3. **Think about two possibilities for $a_n$:** Since $\sum a_n = \infty$, the numbers $a_n$ can't all get super small very quickly. Some of them must be "big enough" or there must be "enough" of them. We can split our thinking into two main cases:
* **Case A: When $a_n$ is "big" (like $a_n \ge 1$)**
* **Case B: When $a_n$ is "small" (like $0 < a_n < 1$)**

4. **Analyze Case A: If $a_n \ge 1$**
If $a_n$ is greater than or equal to 1, then $1+a_n$ is not much bigger than $a_n$. In fact, $1+a_n$ will always be less than or equal to $a_n + a_n$, which is $2a_n$.
So, our new term $b_n = a_n/(1+a_n)$ will be greater than or equal to $a_n/(2a_n)$.
When we simplify $a_n/(2a_n)$, we get $1/2$.
This means if $a_n \ge 1$, then $b_n \ge 1/2$.
If there are infinitely many terms where $a_n \ge 1$, then we'd be adding up infinitely many numbers that are all at least $1/2$. If you add $1/2$ an infinite number of times, the sum goes to infinity! So, if the "big" $a_n$ terms make up an infinite sum, our new series also goes to infinity.

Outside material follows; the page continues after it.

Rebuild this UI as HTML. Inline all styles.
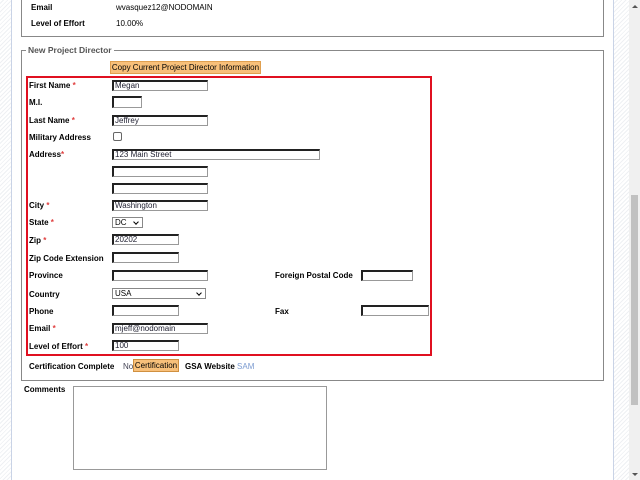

5. **Analyze Case B: If $0 < a_n < 1$**
If $a_n$ is between 0 and 1, then $1+a_n$ will be between $1+0=1$ and $1+1=2$.
So, $b_n = a_n/(1+a_n)$ will be greater than $a_n/2$ (because dividing $a_n$ by a number less than 2 gives a bigger result than dividing by 2).
Now, think about the original sum $\sum a_n = \infty$. This means if we add up all the $a_n$ terms that are "small" (less than 1), their sum must either be finite or infinite.
* If the sum of these "small" $a_n$ terms is infinite, then the sum of $b_n$ for these terms will be greater than the sum of $a_n/2$. Since $\sum a_n/2 = (1/2)\sum a_n$, and $\sum a_n$ (for these small terms) is infinite, then $(1/2)\times\infty$ is also infinite! So, the new series goes to infinity.

6. **Putting it Together:** Since the total sum $\sum a_n$ is infinite, at least one of these two things must be true:
* Either the sum of $a_n$ terms where $a_n \ge 1$ is infinite (Case A applies).
* Or the sum of $a_n$ terms where $0 < a_n < 1$ is infinite (Case B applies).
In both situations, we found that the corresponding sum of $b_n = a_n/(1+a_n)$ terms would also go to infinity.
Therefore, the entire sum $\sum_{n=1}^{\infty} a_n/(1+a_n)$ must be infinite.